Как указывается в предисловиях, забота о просвещении потомков оказывается одним из основных движущих мотивов объединения разрозненных сюжетов. Мы, далекие потомки, безусловно, должны быть только благодарны за такое усердие, но все же чувство некоторой неудовлетворенности не покидает современного читателя, ибо очень многие вещи, которые авторам того времени казались малосущественными и тривиальными, теперь уже узнать попросту нельзя.
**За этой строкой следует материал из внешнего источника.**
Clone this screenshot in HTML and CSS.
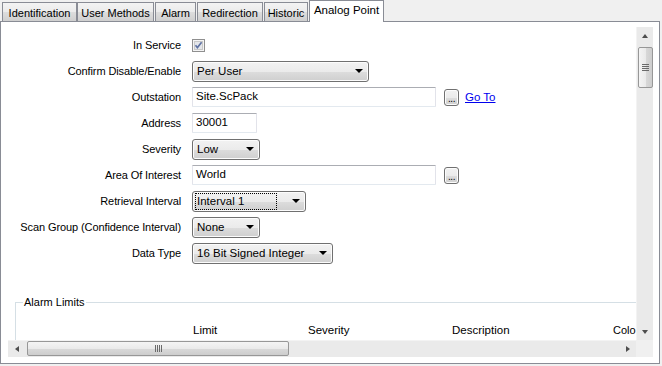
FILE: index.html
```html
<!DOCTYPE html>
<html>
<head>
<meta charset="utf-8">
<link rel="stylesheet" href="styles.css">
</head>
<body>
<div class="window">
  <div class="tabs">
    <div class="tab t-ident">Identification</div>
    <div class="tab t-user">User Methods</div>
    <div class="tab t-alarm">Alarm</div>
    <div class="tab t-redir">Redirection</div>
    <div class="tab t-hist">Historic</div>
    <div class="tab active t-analog">Analog Point</div>
  </div>
  <div class="panel">
    <div class="viewport">
      <div class="content">
        <div class="form">
          <div class="lbl">In Service</div>
          <div class="ctl">
            <span class="check">
              <svg width="13" height="13" viewBox="0 0 13 13">
                <rect x="0.5" y="0.5" width="12" height="12" fill="#f4f4f4" stroke="#8f8f8f"/>
                <rect x="2.5" y="2.5" width="8" height="8" fill="#e4e6ea" stroke="#c8c8c8"/>
                <path d="M3.5 6.2 L5.4 8.6 L9.6 3.2" fill="none" stroke="#5f72a3" stroke-width="1.6"/>
              </svg>
            </span>
          </div>

          <div class="lbl">Confirm Disable/Enable</div>
          <div class="ctl"><div class="combo w-confirm"><span class="ctext">Per User</span><span class="arrow"></span></div></div>

          <div class="lbl">Outstation</div>
          <div class="ctl">
            <div class="input w-long">Site.ScPack</div>
            <div class="dots">...</div>
            <a class="link">Go To</a>
          </div>

          <div class="lbl">Address</div>
          <div class="ctl"><div class="input w-addr">30001</div></div>

          <div class="lbl">Severity</div>
          <div class="ctl"><div class="combo w-small"><span class="ctext">Low</span><span class="arrow"></span></div></div>

          <div class="lbl">Area Of Interest</div>
          <div class="ctl">
            <div class="input w-long">World</div>
            <div class="dots">...</div>
          </div>

          <div class="lbl">Retrieval Interval</div>
          <div class="ctl"><div class="combo w-retr"><span class="ctext focus">Interval 1</span><span class="arrow"></span></div></div>

          <div class="lbl">Scan Group (Confidence Interval)</div>
          <div class="ctl"><div class="combo w-small"><span class="ctext">None</span><span class="arrow"></span></div></div>

          <div class="lbl">Data Type</div>
          <div class="ctl"><div class="combo w-dtype"><span class="ctext">16 Bit Signed Integer</span><span class="arrow"></span></div></div>
        </div>

        <fieldset class="group">
          <legend class="legend">Alarm Limits</legend>
          <div class="cols">
            <span></span>
            <span>Limit</span>
            <span>Severity</span>
            <span>Description</span>
            <span class="last">Colo</span>
          </div>
        </fieldset>
      </div>
    </div>
    <div class="vscroll">
      <div class="sbtn"><span class="tri-up"></span></div>
      <div class="vthumb"><span class="grip-h"></span></div>
      <div class="vtrack"></div>
      <div class="sbtn"><span class="tri-down"></span></div>
    </div>
    <div class="hscroll">
      <div class="sbtn-h"><span class="tri-left"></span></div>
      <div class="hthumb"><span class="grip-v"></span></div>
      <div class="htrack"></div>
      <div class="sbtn-h"><span class="tri-right"></span></div>
    </div>
    <div class="corner"></div>
  </div>
</div>
</body>
</html>
```

FILE: styles.css
```css
html, body {
  margin: 0;
  padding: 0;
  background: #f0f0f0;
}
body {
  font-family: "Liberation Sans", Arial, sans-serif;
  font-size: 11px;
  color: #000;
  width: 662px;
  height: 366px;
  overflow: hidden;
}
.window {
  display: flex;
  flex-direction: column;
}
.tabs {
  display: flex;
  align-items: flex-end;
  height: 21px;
  padding-left: 2px;
  position: relative;
  z-index: 2;
}
.tab {
  box-sizing: border-box;
  height: 19px;
  margin-right: 1px;
  border: 1px solid #898c95;
  border-bottom: none;
  background: linear-gradient(#f3f3f3, #ebebeb 50%, #dddddd 51%, #cfcfcf);
  display: flex;
  align-items: center;
  justify-content: center;
  font-size: 11px;
  padding-top: 1px;
  white-space: nowrap;
}
.t-ident { width: 75px; margin-right: 0; }
.t-user { width: 77px; }
.t-alarm { width: 41px; }
.t-redir { width: 66px; }
.t-hist { width: 44px; }
.t-analog { width: 75px; }
.tab.active {
  height: 22px;
  background: #fff;
  margin-bottom: -1px;
  padding-top: 0;
  padding-bottom: 3px;
  font-size: 11.5px;
}
.panel {
  box-sizing: border-box;
  width: 660px;
  height: 343px;
  border: 1px solid #898c95;
  background: #fff;
  display: grid;
  grid-template-columns: 628px 17px;
  grid-template-rows: 313px 17px;
  padding: 5px 6px 6px 7px;
}
.viewport {
  overflow: hidden;
  position: relative;
}
.content {
  width: 1400px;
  padding-top: 5px;
}
.form {
  display: grid;
  grid-template-columns: 173px auto;
  grid-auto-rows: 26px;
  column-gap: 11px;
  align-items: center;
  justify-items: start;
}
.lbl {
  justify-self: end;
  white-space: nowrap;
  letter-spacing: -0.1px;
}
.ctl {
  display: flex;
  align-items: center;
}
.check {
  display: block;
  width: 13px;
  height: 13px;
}
.check svg { display: block; }
.combo {
  box-sizing: border-box;
  height: 21px;
  border: 1px solid #707070;
  border-radius: 3px;
  background: linear-gradient(#f2f2f2, #ebebeb 50%, #dddddd 51%, #cfcfcf);
  display: flex;
  align-items: center;
  padding-left: 3px;
  padding-right: 5px;
  box-shadow: inset 0 0 0 1px #fcfcfc;
}
.ctext {
  flex: 1;
  font-size: 11.5px;
  padding-left: 1px;
  line-height: 15px;
}
.ctext.focus {
  outline: 1px dotted #000;
  outline-offset: 0px;
  margin-right: 12px;
}
.arrow {
  width: 0;
  height: 0;
  border-left: 4px solid transparent;
  border-right: 4px solid transparent;
  border-top: 4px solid #000;
  margin-left: 4px;
}
.w-confirm { width: 177px; }
.w-small { width: 68px; }
.w-retr { width: 114px; }
.w-dtype { width: 141px; }
.input {
  box-sizing: border-box;
  height: 20px;
  border: 1px solid #abadb3;
  border-left-color: #e2e3ea;
  border-right-color: #e2e3ea;
  border-bottom-color: #e3e9ef;
  border-radius: 1px;
  background: #fff;
  padding-left: 3px;
  line-height: 17px;
  font-size: 11.5px;
  white-space: nowrap;
}
.w-long { width: 244px; }
.w-addr { width: 65px; }
.dots {
  box-sizing: border-box;
  width: 15px;
  height: 17px;
  margin-left: 8px;
  border: 1px solid #707070;
  border-radius: 3px;
  background: linear-gradient(#f2f2f2, #ebebeb 50%, #dddddd 51%, #cfcfcf);
  box-shadow: inset 0 0 0 1px #fcfcfc;
  font-size: 10px;
  line-height: 18px;
  text-align: center;
  letter-spacing: -0.5px;
}
.link {
  margin-left: 6px;
  color: #0000ee;
  text-decoration: underline;
  font-size: 11.5px;
}
.group {
  margin: 30px 0 0 7px;
  padding: 0;
  border: none;
  border-top: 1px solid #d5dfe5;
  border-left: 1px solid #d5dfe5;
  height: 200px;
  min-width: 0;
}
.legend {
  margin-left: 7px;
  padding: 0 1px;
  font-size: 11px;
}
.cols {
  display: grid;
  grid-template-columns: 177px 115px 144px 161px 100px;
  margin-top: 16px;
  font-size: 11.5px;
}
.cols .last {
  font-size: 11px;
}
.vscroll {
  display: flex;
  flex-direction: column;
  background: #eaeaea;
  border-left: 1px solid #f3f3f3;
  box-sizing: border-box;
}
.sbtn {
  height: 17px;
  display: flex;
  align-items: center;
  justify-content: center;
  flex: none;
}
.tri-up {
  width: 0; height: 0;
  border-left: 3.5px solid transparent;
  border-right: 3.5px solid transparent;
  border-bottom: 4px solid #4d4d4d;
}
.tri-down {
  width: 0; height: 0;
  border-left: 3.5px solid transparent;
  border-right: 3.5px solid transparent;
  border-top: 4px solid #4d4d4d;
}
.vthumb {
  box-sizing: border-box;
  height: 41px;
  margin: 3px 0 0 1px;
  width: 15px;
  border: 1px solid #979797;
  border-radius: 2px;
  background: linear-gradient(90deg, #f4f4f4, #eaeaea 50%, #d9d9d9 51%, #cdcdcd);
  display: flex;
  align-items: center;
  justify-content: center;
  flex: none;
}
.grip-h {
  width: 7px;
  height: 7px;
  background: repeating-linear-gradient(#6a6a6a 0 1px, transparent 1px 2px);
}
.vtrack { flex: 1; }
.hscroll {
  display: flex;
  background: #eaeaea;
  border-top: 1px solid #f3f3f3;
  box-sizing: border-box;
}
.sbtn-h {
  width: 17px;
  display: flex;
  align-items: center;
  justify-content: center;
  flex: none;
}
.tri-left {
  width: 0; height: 0;
  border-top: 3.5px solid transparent;
  border-bottom: 3.5px solid transparent;
  border-right: 4px solid #4d4d4d;
}
.tri-right {
  width: 0; height: 0;
  border-top: 3.5px solid transparent;
  border-bottom: 3.5px solid transparent;
  border-left: 4px solid #4d4d4d;
}
.hthumb {
  box-sizing: border-box;
  width: 262px;
  height: 15px;
  margin: 0 0 0 2px;
  border: 1px solid #979797;
  border-radius: 2px;
  background: linear-gradient(#f4f4f4, #eaeaea 50%, #d9d9d9 51%, #cdcdcd);
  display: flex;
  align-items: center;
  justify-content: center;
  flex: none;
}
.grip-v {
  width: 7px;
  height: 7px;
  background: repeating-linear-gradient(90deg, #6a6a6a 0 1px, transparent 1px 2px);
}
.htrack { flex: 1; }
.corner { background: #f0f0f0; }
```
Тут есть хороший урок для современности, если она хочет полнее сохранить себя для будущего.
Итак, быт, повседневная жизнь, внешность людей охарактеризованы в этих памятниках минимально, поскольку помыслы авторов сосредоточены на главном, и при описании напряженно переживаемой драмы человеческого существования детали каждодневности обесцениваются. Поэтому же речи и поступки героев лишены какого бы то ни было оттенка легкомысленности. Совершенно недопустимы смех и фривольность, присутствующие в более поздних сборниках легенд и преданий буддийского толка, когда этот жанр обмирщвляется.
Перескажем одну такую историю из сборника "Удзи сюи моногатари", составленного в XIII в. К одному царедворцу пришел просить подаяние монах. Он поведал, что решил отбросить желания и поэтому удалил их источник, дабы разорвать цепь перерождений. Однако при обследовании оказалось, что источник желаний был спрятан в особом мешочке, сокрытом под волосами. Присутствующие встретили это открытие громким смехом.
Серьезность более ранних преданий становится легкообъяснимой, если вспомнить, что для их авторов воздаяние - страшное или благое - могло быть явлено в любой момент: в историях "Нихон рёики" сделан акцент на воздаянии прижизненном, часто - немедленном: "Близок час воздаяния в этой жизни! Подумай о будущем и смягчись. Пусть сердце твое станет добрым"; "Как можно не верить, что воздаяние близко и наступит в этой жизни?" и т. д. Для "Хокэ кэнки" и в особенности "Одзё гокуракки" более характерно описание воздаяния посмертного. Но вознесение в рай можно заслужить, лишь отбросив преходящее. В категорию временного попадает и смех.